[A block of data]
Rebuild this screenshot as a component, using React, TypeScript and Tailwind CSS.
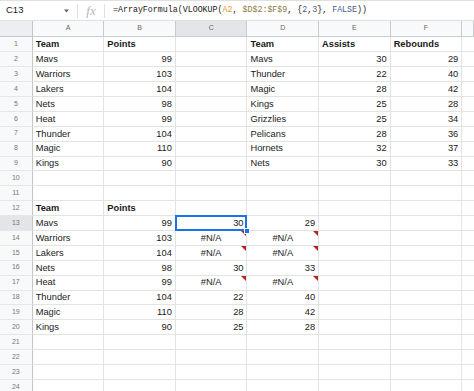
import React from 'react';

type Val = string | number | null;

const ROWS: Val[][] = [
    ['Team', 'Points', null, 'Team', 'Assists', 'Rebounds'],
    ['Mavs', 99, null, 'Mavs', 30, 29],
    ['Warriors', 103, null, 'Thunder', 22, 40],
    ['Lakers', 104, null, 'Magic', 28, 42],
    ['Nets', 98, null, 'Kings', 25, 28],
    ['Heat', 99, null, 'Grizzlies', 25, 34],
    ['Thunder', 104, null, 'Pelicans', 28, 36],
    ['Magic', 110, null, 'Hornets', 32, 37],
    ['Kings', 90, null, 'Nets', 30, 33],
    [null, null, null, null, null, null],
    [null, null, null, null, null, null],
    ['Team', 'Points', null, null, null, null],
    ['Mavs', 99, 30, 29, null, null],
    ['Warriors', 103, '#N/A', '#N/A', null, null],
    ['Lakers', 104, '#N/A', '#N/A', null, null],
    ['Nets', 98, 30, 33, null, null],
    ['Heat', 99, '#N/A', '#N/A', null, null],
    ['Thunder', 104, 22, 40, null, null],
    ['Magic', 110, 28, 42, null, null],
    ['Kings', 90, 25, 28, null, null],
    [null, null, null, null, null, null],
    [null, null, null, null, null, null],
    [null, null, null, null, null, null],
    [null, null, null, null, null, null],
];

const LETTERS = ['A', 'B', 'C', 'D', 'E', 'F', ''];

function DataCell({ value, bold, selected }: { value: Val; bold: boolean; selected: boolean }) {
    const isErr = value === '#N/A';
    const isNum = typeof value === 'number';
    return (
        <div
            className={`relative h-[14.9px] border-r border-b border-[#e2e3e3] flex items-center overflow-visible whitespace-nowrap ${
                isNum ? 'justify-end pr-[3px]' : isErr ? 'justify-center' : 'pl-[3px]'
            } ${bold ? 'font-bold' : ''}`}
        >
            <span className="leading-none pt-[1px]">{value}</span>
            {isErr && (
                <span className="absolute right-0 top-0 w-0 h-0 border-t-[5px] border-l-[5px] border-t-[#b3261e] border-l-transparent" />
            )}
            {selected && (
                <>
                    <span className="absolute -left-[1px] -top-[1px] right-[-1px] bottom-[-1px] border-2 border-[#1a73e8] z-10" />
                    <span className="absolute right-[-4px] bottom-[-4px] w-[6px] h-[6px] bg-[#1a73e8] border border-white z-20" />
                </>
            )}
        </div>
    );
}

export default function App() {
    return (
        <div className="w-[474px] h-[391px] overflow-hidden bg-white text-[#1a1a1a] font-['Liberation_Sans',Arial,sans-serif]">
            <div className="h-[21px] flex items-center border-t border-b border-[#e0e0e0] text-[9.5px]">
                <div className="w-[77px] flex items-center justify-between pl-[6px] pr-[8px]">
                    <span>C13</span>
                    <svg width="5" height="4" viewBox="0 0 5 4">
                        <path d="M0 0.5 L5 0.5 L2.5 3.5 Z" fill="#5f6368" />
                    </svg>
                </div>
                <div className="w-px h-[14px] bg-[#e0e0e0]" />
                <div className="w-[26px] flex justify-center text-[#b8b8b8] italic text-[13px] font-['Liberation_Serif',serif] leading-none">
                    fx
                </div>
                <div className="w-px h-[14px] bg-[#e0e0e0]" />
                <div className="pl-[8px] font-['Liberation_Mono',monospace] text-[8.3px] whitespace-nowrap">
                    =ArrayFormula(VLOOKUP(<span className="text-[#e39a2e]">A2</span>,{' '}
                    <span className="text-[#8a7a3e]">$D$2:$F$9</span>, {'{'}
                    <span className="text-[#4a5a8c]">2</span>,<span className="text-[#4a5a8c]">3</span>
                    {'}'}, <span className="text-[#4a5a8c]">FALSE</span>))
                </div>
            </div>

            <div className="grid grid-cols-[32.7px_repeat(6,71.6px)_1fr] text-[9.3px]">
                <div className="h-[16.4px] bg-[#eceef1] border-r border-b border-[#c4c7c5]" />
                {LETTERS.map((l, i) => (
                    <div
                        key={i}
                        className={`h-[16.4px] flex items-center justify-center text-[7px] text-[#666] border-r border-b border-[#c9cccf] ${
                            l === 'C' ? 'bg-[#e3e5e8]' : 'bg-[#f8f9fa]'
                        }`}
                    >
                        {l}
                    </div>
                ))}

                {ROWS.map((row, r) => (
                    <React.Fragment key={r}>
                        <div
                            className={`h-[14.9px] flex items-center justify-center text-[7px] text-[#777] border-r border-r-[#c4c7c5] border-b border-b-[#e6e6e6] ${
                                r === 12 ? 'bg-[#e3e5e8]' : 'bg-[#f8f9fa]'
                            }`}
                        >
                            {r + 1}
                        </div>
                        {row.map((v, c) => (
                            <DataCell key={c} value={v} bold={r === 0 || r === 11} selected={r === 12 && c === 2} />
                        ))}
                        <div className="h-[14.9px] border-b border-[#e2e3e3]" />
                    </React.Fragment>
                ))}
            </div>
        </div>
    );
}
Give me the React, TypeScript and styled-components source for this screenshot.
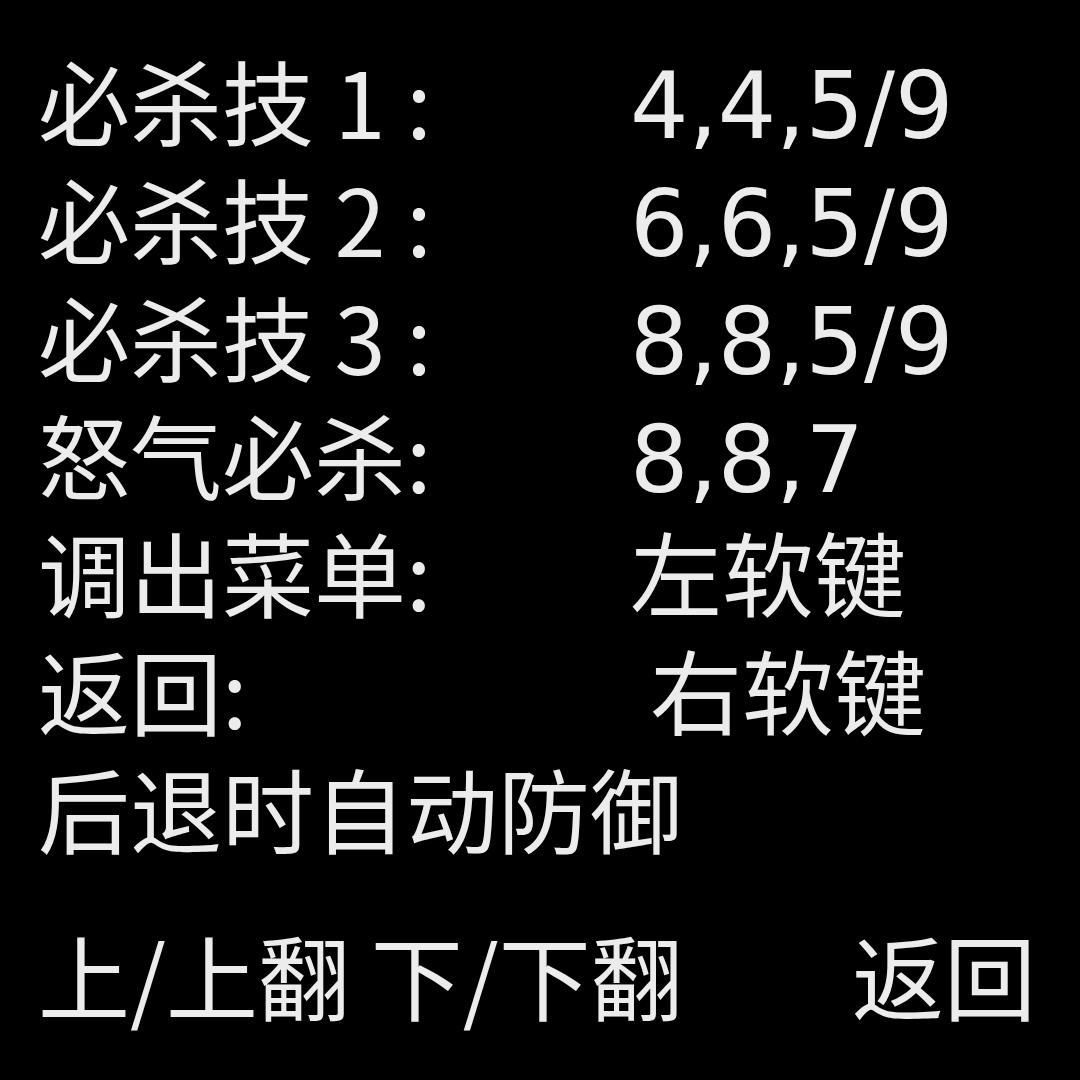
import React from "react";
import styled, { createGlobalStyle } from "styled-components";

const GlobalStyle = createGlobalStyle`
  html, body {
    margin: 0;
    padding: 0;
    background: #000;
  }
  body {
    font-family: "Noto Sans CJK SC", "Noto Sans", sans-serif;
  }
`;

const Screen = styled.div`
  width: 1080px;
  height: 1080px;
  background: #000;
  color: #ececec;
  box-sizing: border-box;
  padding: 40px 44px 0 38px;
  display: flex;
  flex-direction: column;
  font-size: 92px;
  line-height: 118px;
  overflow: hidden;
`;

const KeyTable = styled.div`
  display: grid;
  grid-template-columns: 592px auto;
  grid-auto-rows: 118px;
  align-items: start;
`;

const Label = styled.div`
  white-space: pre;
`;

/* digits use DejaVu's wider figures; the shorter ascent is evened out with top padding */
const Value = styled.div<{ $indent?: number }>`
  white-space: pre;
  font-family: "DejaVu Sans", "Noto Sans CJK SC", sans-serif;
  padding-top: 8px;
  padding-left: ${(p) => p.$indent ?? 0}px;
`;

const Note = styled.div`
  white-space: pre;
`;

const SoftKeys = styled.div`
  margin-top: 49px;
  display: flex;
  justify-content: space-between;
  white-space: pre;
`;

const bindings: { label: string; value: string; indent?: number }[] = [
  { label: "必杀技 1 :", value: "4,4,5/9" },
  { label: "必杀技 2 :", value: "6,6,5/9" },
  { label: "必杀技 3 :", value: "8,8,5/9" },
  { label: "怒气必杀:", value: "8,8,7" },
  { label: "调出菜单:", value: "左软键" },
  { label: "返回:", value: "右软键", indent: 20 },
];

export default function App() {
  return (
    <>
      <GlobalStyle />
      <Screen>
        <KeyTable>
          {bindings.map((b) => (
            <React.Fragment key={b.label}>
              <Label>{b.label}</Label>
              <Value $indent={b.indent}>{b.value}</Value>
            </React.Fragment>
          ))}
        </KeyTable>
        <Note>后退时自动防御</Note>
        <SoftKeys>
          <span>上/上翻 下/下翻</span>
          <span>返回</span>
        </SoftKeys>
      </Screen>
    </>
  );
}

**YOUR GOAL**
Could the lines from the top of the material through the line with "type Val = string | number | null;" be repeated exactly, pictures left out?

**RESULT OF THIS EXERCISE**
Rebuild this screenshot as a component, using React, TypeScript and Tailwind CSS.
import React from 'react';

type Val = string | number | null;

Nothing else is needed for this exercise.